When the clock hit triple zeros the team rushed the court, the confetti fell and Larrañaga rushed to the stands to embrace his wife, Liz. Miami made history tonight in Kansas City and Larrañaga knows how much this moment means not just to his basketball program but to the entire university community. He paused to reflect in the coaches’ locker room after the game.

“One of the things I’ve learned throughout my coaching career is when your sports teams, in this case your basketball program, is enjoying so much attention from the national media it creates a lot of interest from the general public – and not just from our area but throughout the country,” he said. “The result is so many more hits on your website and so much more interest in people applying to the school, learning more about it, finding out that we’re a Top 50 school academically and that we have so much to offer any student.

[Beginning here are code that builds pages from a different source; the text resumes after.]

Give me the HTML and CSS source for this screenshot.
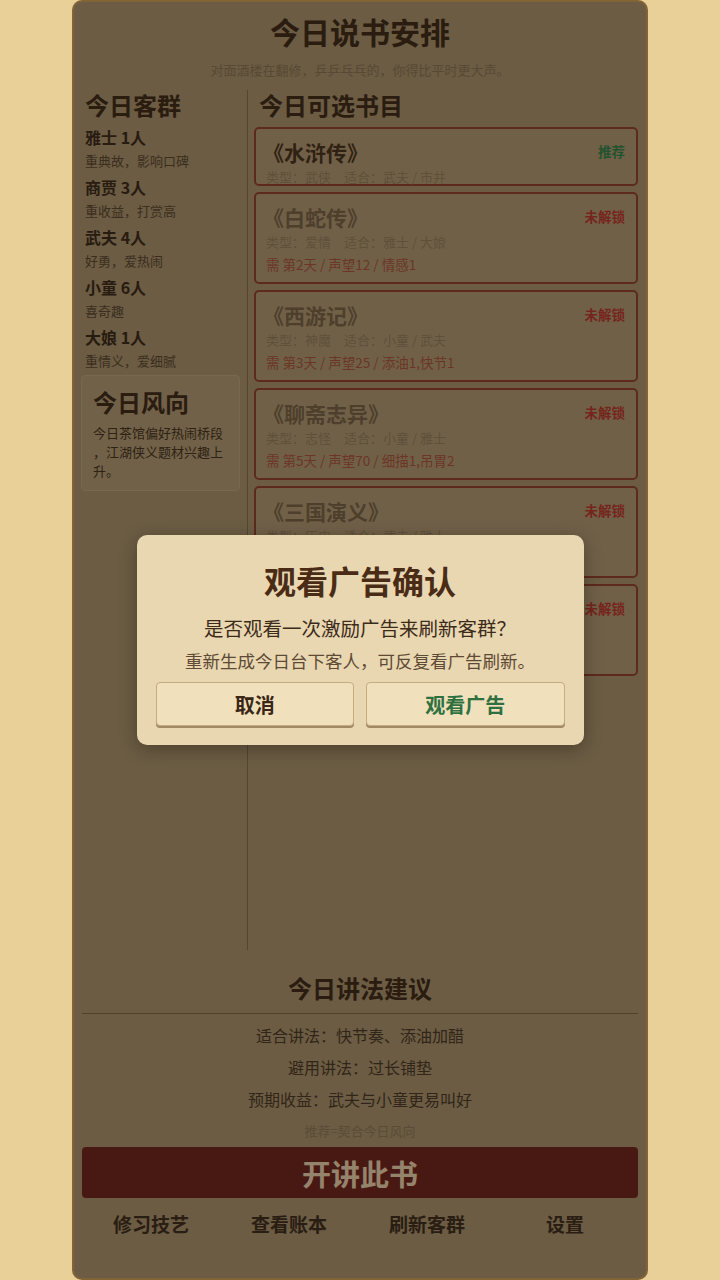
FILE: index.html
```html
<!DOCTYPE html>
<html lang="zh-CN">
<head>
  <meta charset="UTF-8" />
  <title>今日说书安排</title>
  <link rel="stylesheet" href="styles.css">
</head>
<body>
  <!-- Main game panel -->
  <div class="panel">
    <div class="header">
      <div class="title">今日说书安排</div>
      <div class="subtitle">对面酒楼在翻修，乒乒乓乓的，你得比平时更大声。</div>
    </div>

    <div class="columns">
      <!-- Left: today's audience -->
      <div class="col-left">
        <div class="heading">今日客群</div>
        <div class="guest"><div class="guest-name">雅士 1人</div><div class="guest-desc">重典故，影响口碑</div></div>
        <div class="guest"><div class="guest-name">商贾 3人</div><div class="guest-desc">重收益，打赏高</div></div>
        <div class="guest"><div class="guest-name">武夫 4人</div><div class="guest-desc">好勇，爱热闹</div></div>
        <div class="guest"><div class="guest-name">小童 6人</div><div class="guest-desc">喜奇趣</div></div>
        <div class="guest"><div class="guest-name">大娘 1人</div><div class="guest-desc">重情义，爱细腻</div></div>

        <div class="trend">
          <div class="trend-title">今日风向</div>
          <div class="trend-text">今日茶馆偏好热闹桥段，江湖侠义题材兴趣上升。</div>
        </div>
      </div>

      <!-- Right: book list -->
      <div class="col-right">
        <div class="heading heading-right">今日可选书目</div>

        <div class="book book-short">
          <div class="book-head"><span class="book-title">《水浒传》</span><span class="tag tag-rec">推荐</span></div>
          <div class="book-meta">类型：武侠<span class="gap"></span>适合：武夫 / 市井</div>
        </div>

        <div class="book locked">
          <div class="book-head"><span class="book-title">《白蛇传》</span><span class="tag tag-lock">未解锁</span></div>
          <div class="book-meta">类型：爱情<span class="gap"></span>适合：雅士 / 大娘</div>
          <div class="book-req">需 第2天 / 声望12 / 情感1</div>
        </div>

        <div class="book locked">
          <div class="book-head"><span class="book-title">《西游记》</span><span class="tag tag-lock">未解锁</span></div>
          <div class="book-meta">类型：神魔<span class="gap"></span>适合：小童 / 武夫</div>
          <div class="book-req">需 第3天 / 声望25 / 添油1,快节1</div>
        </div>

        <div class="book locked">
          <div class="book-head"><span class="book-title">《聊斋志异》</span><span class="tag tag-lock">未解锁</span></div>
          <div class="book-meta">类型：志怪<span class="gap"></span>适合：小童 / 雅士</div>
          <div class="book-req">需 第5天 / 声望70 / 细描1,吊胃2</div>
        </div>

        <!-- These two are partly covered by the dialog -->
        <div class="book locked book-covered">
          <div class="book-head"><span class="book-title">《三国演义》</span><span class="tag tag-lock">未解锁</span></div>
          <div class="book-meta">类型：历史<span class="gap"></span>适合：武夫 / 雅士</div>
        </div>

        <div class="book locked book-covered">
          <div class="book-head"><span class="book-title"></span><span class="tag tag-lock">未解锁</span></div>
        </div>
      </div>
    </div>

    <!-- Advice section -->
    <div class="advice">
      <div class="advice-title">今日讲法建议</div>
      <div class="advice-line">适合讲法：快节奏、添油加醋</div>
      <div class="advice-line">避用讲法：过长铺垫</div>
      <div class="advice-line">预期收益：武夫与小童更易叫好</div>
      <div class="advice-note">推荐=契合今日风向</div>
    </div>

    <button class="start-btn">开讲此书</button>

    <div class="nav">
      <div class="nav-item">修习技艺</div>
      <div class="nav-item">查看账本</div>
      <div class="nav-item">刷新客群</div>
      <div class="nav-item">设置</div>
    </div>

    <!-- Dim overlay + ad confirm dialog -->
    <div class="overlay">
      <div class="modal">
        <div class="modal-title">观看广告确认</div>
        <div class="modal-question">是否观看一次激励广告来刷新客群？</div>
        <div class="modal-sub">重新生成今日台下客人，可反复看广告刷新。</div>
        <div class="modal-actions">
          <button class="modal-btn">取消</button>
          <button class="modal-btn modal-btn-ok">观看广告</button>
        </div>
      </div>
    </div>
  </div>
</body>
</html>
```

FILE: styles.css
```css
/* Reset */
html, body {
  margin: 0;
  padding: 0;
}

body {
  font-family: "Noto Sans CJK SC", "Noto Sans", sans-serif;
  background-color: #e9cf98;
  display: flex;
  justify-content: center;
  height: 1280px;
  overflow: hidden;
}

/* Main panel */
.panel {
  position: relative;
  width: 576px;
  height: 1280px;
  box-sizing: border-box;
  border: 2px solid #d9a75c;
  border-radius: 10px;
  background-color: #b29971;
  padding: 0 8px 34px;
  display: flex;
  flex-direction: column;
}

/* Header */
.header {
  text-align: center;
}

.title {
  margin-top: 9px;
  font-size: 30px;
  line-height: 40px;
  font-weight: 700;
  color: #462f19;
}

.subtitle {
  margin-top: 9px;
  font-size: 13px;
  line-height: 19px;
  color: #937a57;
}

/* Two columns */
.columns {
  margin-top: 11px;
  flex: 1;
  min-height: 0;
  display: flex;
}

.col-left {
  width: 165px;
  border-right: 1px solid #8e7553;
}

.col-right {
  flex: 1;
}

.heading {
  font-size: 24px;
  line-height: 30px;
  font-weight: 700;
  color: #462f19;
  padding-left: 3px;
  margin-bottom: 5px;
}

.heading-right {
  padding-left: 11px;
  margin-bottom: 7px;
}

/* Guest list */
.guest {
  padding-left: 3px;
  margin-bottom: 2px;
}

.guest-name {
  font-size: 16px;
  line-height: 24px;
  font-weight: 700;
  color: #432e1b;
}

.guest-desc {
  font-size: 13px;
  line-height: 24px;
  color: #644e35;
}

/* Trend box */
.trend {
  margin: 0 7px 0 -1px;
  padding: 11px 11px 10px;
  border: 1px solid #c9ad80;
  border-radius: 4px;
  background-color: #bca279;
}

.trend-title {
  font-size: 24px;
  line-height: 30px;
  font-weight: 700;
  color: #462f19;
  margin-bottom: 6px;
}

.trend-text {
  font-size: 13px;
  line-height: 19px;
  color: #4e3922;
  line-break: anywhere;
}

/* Book cards */
.book {
  margin: 0 0 6px 6px;
  padding: 9px 11px 7px 8px;
  border: 2px solid #9c4630;
  border-radius: 5px;
  background-color: #bca178;
}

.book-short {
  height: 59px;
  box-sizing: border-box;
}

.book-covered {
  height: 92px;
  box-sizing: border-box;
}

.book-head {
  display: flex;
  justify-content: space-between;
  align-items: center;
  height: 28px;
}

.book-title {
  font-size: 21px;
  line-height: 28px;
  font-weight: 700;
  color: #503921;
  margin-left: -1px;
}

.locked .book-title {
  color: #82694b;
}

.tag {
  font-size: 13.5px;
  font-weight: 700;
  margin-top: -2px;
}

.tag-rec {
  color: #3b8a4e;
}

.tag-lock {
  color: #c43f30;
}

.book-meta {
  font-size: 13px;
  line-height: 22px;
  color: #9e8561;
  white-space: nowrap;
  padding-left: 2px;
}

.book-meta .gap {
  display: inline-block;
  width: 13px;
}

.book-req {
  font-size: 13.5px;
  line-height: 22px;
  color: #b35a40;
  padding-left: 2px;
}

/* Advice */
.advice {
  text-align: center;
  margin-top: 23px;
}

.advice-title {
  font-size: 24px;
  line-height: 30px;
  font-weight: 700;
  color: #462f19;
  padding-bottom: 10px;
  border-bottom: 1px solid #8d6c43;
  margin-bottom: 5px;
}

.advice-line {
  font-size: 16px;
  line-height: 32px;
  color: #533f2a;
}

.advice-note {
  margin-top: 6px;
  font-size: 13px;
  line-height: 20px;
  color: #977f5c;
}

/* Start button */
.start-btn {
  margin-top: 6px;
  height: 51px;
  border: none;
  border-radius: 4px;
  background-color: #782b21;
  color: #f8dcb4;
  font-family: "Noto Sans CJK SC", "Noto Sans", sans-serif;
  font-size: 29px;
  font-weight: 700;
  padding: 0;
}

/* Bottom nav */
.nav {
  margin-top: 6px;
  margin-right: 4px;
  display: grid;
  grid-template-columns: repeat(4, 1fr);
}

.nav-item {
  text-align: center;
  font-size: 19px;
  line-height: 40px;
  font-weight: 700;
  color: #46321e;
}

/* Dim overlay */
.overlay {
  position: absolute;
  inset: -2px;
  border-radius: 10px;
  background-color: rgba(0, 0, 0, 0.4);
  display: flex;
  justify-content: center;
  align-items: center;
}

/* Confirm dialog */
.modal {
  width: 447px;
  box-sizing: border-box;
  padding: 22px 19px 19px;
  border-radius: 10px;
  background-color: #e9d7b1;
  box-shadow: 0 4px 18px rgba(0, 0, 0, 0.3);
  text-align: center;
}

.modal-title {
  font-size: 32px;
  line-height: 46px;
  font-weight: 700;
  color: #4a2c16;
}

.modal-question {
  margin-top: 10px;
  font-size: 19.5px;
  line-height: 29px;
  color: #3d2b1a;
}

.modal-sub {
  margin-top: 6px;
  font-size: 17.5px;
  line-height: 26px;
  color: #5e4a34;
}

.modal-actions {
  margin-top: 8px;
  display: grid;
  grid-template-columns: 1fr 1fr;
  gap: 12px;
}

.modal-btn {
  height: 44px;
  border: 1px solid #c4ab80;
  border-radius: 4px;
  background-color: #f0e0bb;
  box-shadow: 0 2px 0 #a08a66;
  font-family: "Noto Sans CJK SC", "Noto Sans", sans-serif;
  font-size: 20px;
  font-weight: 700;
  color: #3a2616;
  padding: 0;
}

.modal-btn-ok {
  color: #2f7040;
}
```
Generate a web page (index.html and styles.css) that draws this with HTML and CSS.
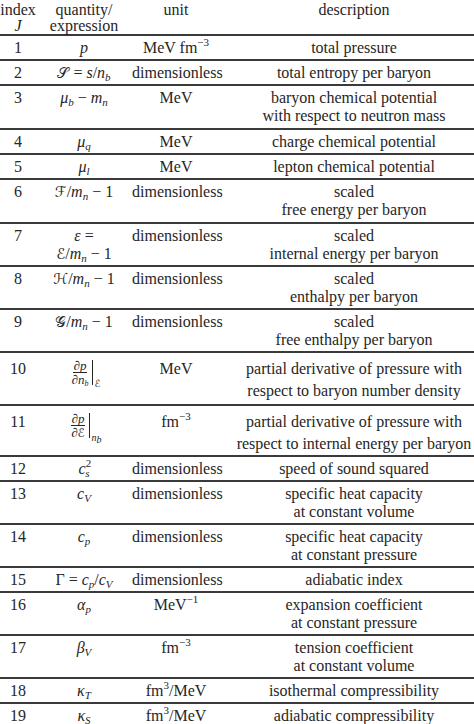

“And that’s really what it’s about. We’re an academic institution and we want to continue to rise. Our basketball program went from not being in existence in 1984 to being in the Final Four in 2023. And our university wants to make that same jump from being a Top 50 school to a Top 20 school to a Top 10 school. And you do that by improving your brand, getting your brand out there. It’s marketing and that’s exactly what getting to the Final Four will do.”

So stand up Canes students. From Pearson to Stanford to Lakeside. Stand up South Florida. From Dade to Broward to Palm Beach. Stand up U Family. From coast to coast and around the orange and green globe.

The Miami Hurricanes are Final Four bound – and they’re not finished.